AIM: Locate each line holding the string "this" and copy it.
********
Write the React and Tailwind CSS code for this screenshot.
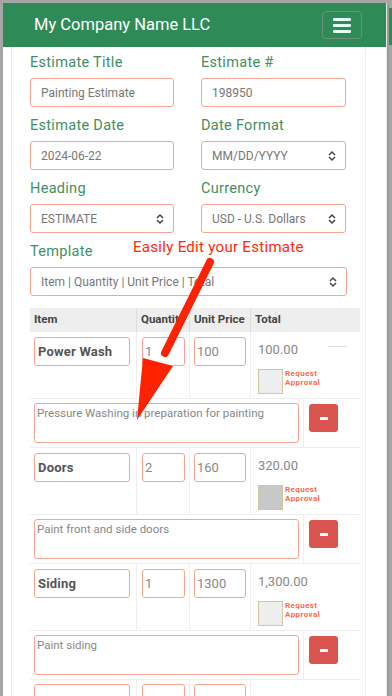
const font = { fontFamily: '"Roboto", "Liberation Sans", sans-serif' };

const Chevrons = () => (
  <svg width="10" height="12" viewBox="0 0 10 12" className="shrink-0">
    <path d="M2 5 L5 2 L8 5 M2 7 L5 10 L8 7" fill="none" stroke="#444" strokeWidth="1.5" />
  </svg>
);

const Field = ({ label, value, select }) => (
  <div className="flex flex-col">
    <div className="leading-[20px] text-[14.5px] tracking-[0.3px] text-[#3f8f5f]">{label}</div>
    <div className="mt-[5px] h-[29px] border border-[#f7a496] rounded-[3px] flex items-center justify-between pl-[10px] pr-[8px] text-[12px] text-[#777]">
      <span className="whitespace-nowrap">{value}</span>
      {select && <Chevrons />}
    </div>
  </div>
);

const items = [
  { name: "Power Wash", qty: "1", price: "100", total: "100.00", desc: "Pressure Washing in preparation for painting", checked: false },
  { name: "Doors", qty: "2", price: "160", total: "320.00", desc: "Paint front and side doors", checked: true },
  { name: "Siding", qty: "1", price: "1300", total: "1,300.00", desc: "Paint siding", checked: false },
];

const ItemRow = ({ item, first }) => (
  <>
    <div className="grid grid-cols-[107px_53px_61px_109px] border-b border-[#eee]">
      <div className="border-r border-[#eee] pl-[4px] pr-[6px] pt-[5px] h-[66px]">
        <div className="h-[29px] border border-[#f7a496] rounded-[3px] flex items-center pl-[3px] text-[13px] font-bold tracking-[0.2px] text-[#555]">
          {item.name}
        </div>
      </div>
      <div className="border-r border-[#eee] pl-[5px] pr-[4px] pt-[5px]">
        <div className="h-[29px] border border-[#f7a496] rounded-[3px] flex items-center pl-[2px] text-[13px] text-[#888]">{item.qty}</div>
      </div>
      <div className="border-r border-[#eee] pl-[4px] pr-[4px] pt-[5px]">
        <div className="h-[29px] border border-[#f7a496] rounded-[3px] flex items-center pl-[2px] text-[13px] text-[#888]">{item.price}</div>
      </div>
      <div className="relative pl-[7px] pt-[10px]">
        <div className="text-[13px] text-[#888] leading-[16px]">{item.total}</div>
        {first && <div className="absolute left-[77px] top-[14px] w-[19px] h-px bg-[#ddd]" />}
        <div className="mt-[11px] flex items-start">
          <div className={`w-[25px] h-[25px] border border-[#cfc7a0] ${item.checked ? "bg-[#c8c8c8]" : "bg-[#eee]"}`} />
          <div className="ml-[2px] text-[8px] font-bold leading-[9px] tracking-[0.4px] text-[#ff6a4d]">
            Request<br />Approval
          </div>
        </div>
      </div>
    </div>
    <div className="grid grid-cols-[274px_56px] border-b border-[#eee]">
      <div className="border-r border-[#eee] pl-[4px] pr-[4px] pt-[4px] pb-[4px]">
        <div className="h-[40px] border border-[#f7a496] rounded-[3px] px-[2px] text-[11.5px] text-[#888] leading-[18px]">
          {item.desc}
        </div>
      </div>
      <div className="pl-[5px] pt-[5px]">
        <div className="w-[29px] h-[28px] rounded-[3px] bg-[#d9534f] flex items-center justify-center">
          <div className="w-[8px] h-[3px] bg-white" />
        </div>
      </div>
    </div>
  </>
);

export default function App() {
  return (
    <div className="w-[392px] h-[696px] overflow-hidden bg-[#a6a6a6] pt-[3px] pl-[3px] flex" style={font}>
      <div className="w-[383px] bg-white relative shrink-0">
        <div className="h-[44px] bg-[#2e8b57] flex items-center justify-between pl-[31px] pr-[24px]">
          <span className="text-white text-[16.5px]">My Company Name LLC</span>
          <button className="w-[40px] h-[28px] border border-[#6e8f7c] rounded-[4px] flex flex-col items-center justify-center gap-[3px]">
            <span className="block w-[18px] h-[3px] bg-[#e6fff8] rounded-[1px]" />
            <span className="block w-[18px] h-[3px] bg-[#e6fff8] rounded-[1px]" />
            <span className="block w-[18px] h-[3px] bg-[#e6fff8] rounded-[1px]" />
          </button>
        </div>
        <div className="ml-[8px] w-[355px] border-x border-dotted border-[#ddd] pl-[18px] pr-[18px] pt-[6px] min-h-[660px]">
          <div className="grid grid-cols-[144px_145px] gap-x-[27px] gap-y-[9px]">
            <Field label="Estimate Title" value="Painting Estimate" />
            <Field label="Estimate #" value="198950" />
            <Field label="Estimate Date" value="2024-06-22" />
            <Field label="Date Format" value="MM/DD/YYYY" select />
            <Field label="Heading" value="ESTIMATE" select />
            <Field label="Currency" value="USD - U.S. Dollars" select />
          </div>
          <div className="mt-[9px]">
            <Field label="Template" value="Item | Quantity | Unit Price | Total" select />
          </div>
          <div className="mt-[12px] w-[330px]">
            <div className="grid grid-cols-[107px_53px_61px_109px] h-[24px] bg-[#eee] text-[11.5px] font-bold text-[#444]">
              <div className="border-r border-[#ddd] pl-[4px] flex items-center">Item</div>
              <div className="border-r border-[#ddd] pl-[4px] flex items-center overflow-hidden whitespace-nowrap">Quantit</div>
              <div className="border-r border-[#ddd] pl-[4px] flex items-center whitespace-nowrap">Unit Price</div>
              <div className="pl-[4px] flex items-center">Total</div>
            </div>
            {items.map((it, i) => (
              <ItemRow key={i} item={it} first={i === 0} />
            ))}
            <div className="grid grid-cols-[107px_53px_61px_109px]">
              <div className="border-r border-[#eee] pl-[4px] pr-[6px] pt-[4px]">
                <div className="h-[29px] border border-[#f7a496] rounded-[3px]" />
              </div>
              <div className="border-r border-[#eee] pl-[5px] pr-[4px] pt-[4px]">
                <div className="h-[29px] border border-[#f7a496] rounded-[3px]" />
              </div>
              <div className="border-r border-[#eee] pl-[4px] pr-[4px] pt-[4px]">
                <div className="h-[29px] border border-[#f7a496] rounded-[3px]" />
              </div>
              <div />
            </div>
          </div>
        </div>

        <div className="absolute left-[130px] top-[233px] text-[15px] text-[#ff2a0a] tracking-[0.3px] whitespace-nowrap">
          Easily Edit your Estimate
        </div>
        <svg className="absolute left-0 top-0 pointer-events-none" width="383" height="693" viewBox="0 0 383 693">
          <line x1="207" y1="259" x2="162" y2="350" stroke="#ff2200" strokeWidth="8" strokeLinecap="round" />
          <polygon points="140,355 170,363 134,417" fill="#ff2200" />
        </svg>
      </div>
      <div className="w-[1px] bg-[#e8e8e8]" />
      <div className="w-[2px] bg-[#9a9a9a]" />
      <div className="w-[3px] flex flex-col">
        <div className="h-[5px] bg-[#a6a6a6]" />
        <div className="h-[37px] bg-[#2e8b57]" />
        <div className="flex-1 bg-[#a6a6a6]" />
      </div>
    </div>
  );
}
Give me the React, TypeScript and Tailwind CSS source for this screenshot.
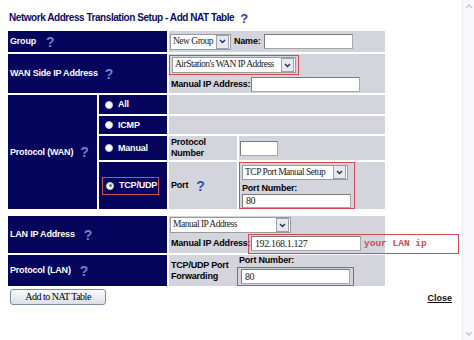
********
FINAL ANSWER:
Write the React and Tailwind CSS code for this screenshot.
Give me the React, TypeScript and Tailwind CSS source for this screenshot.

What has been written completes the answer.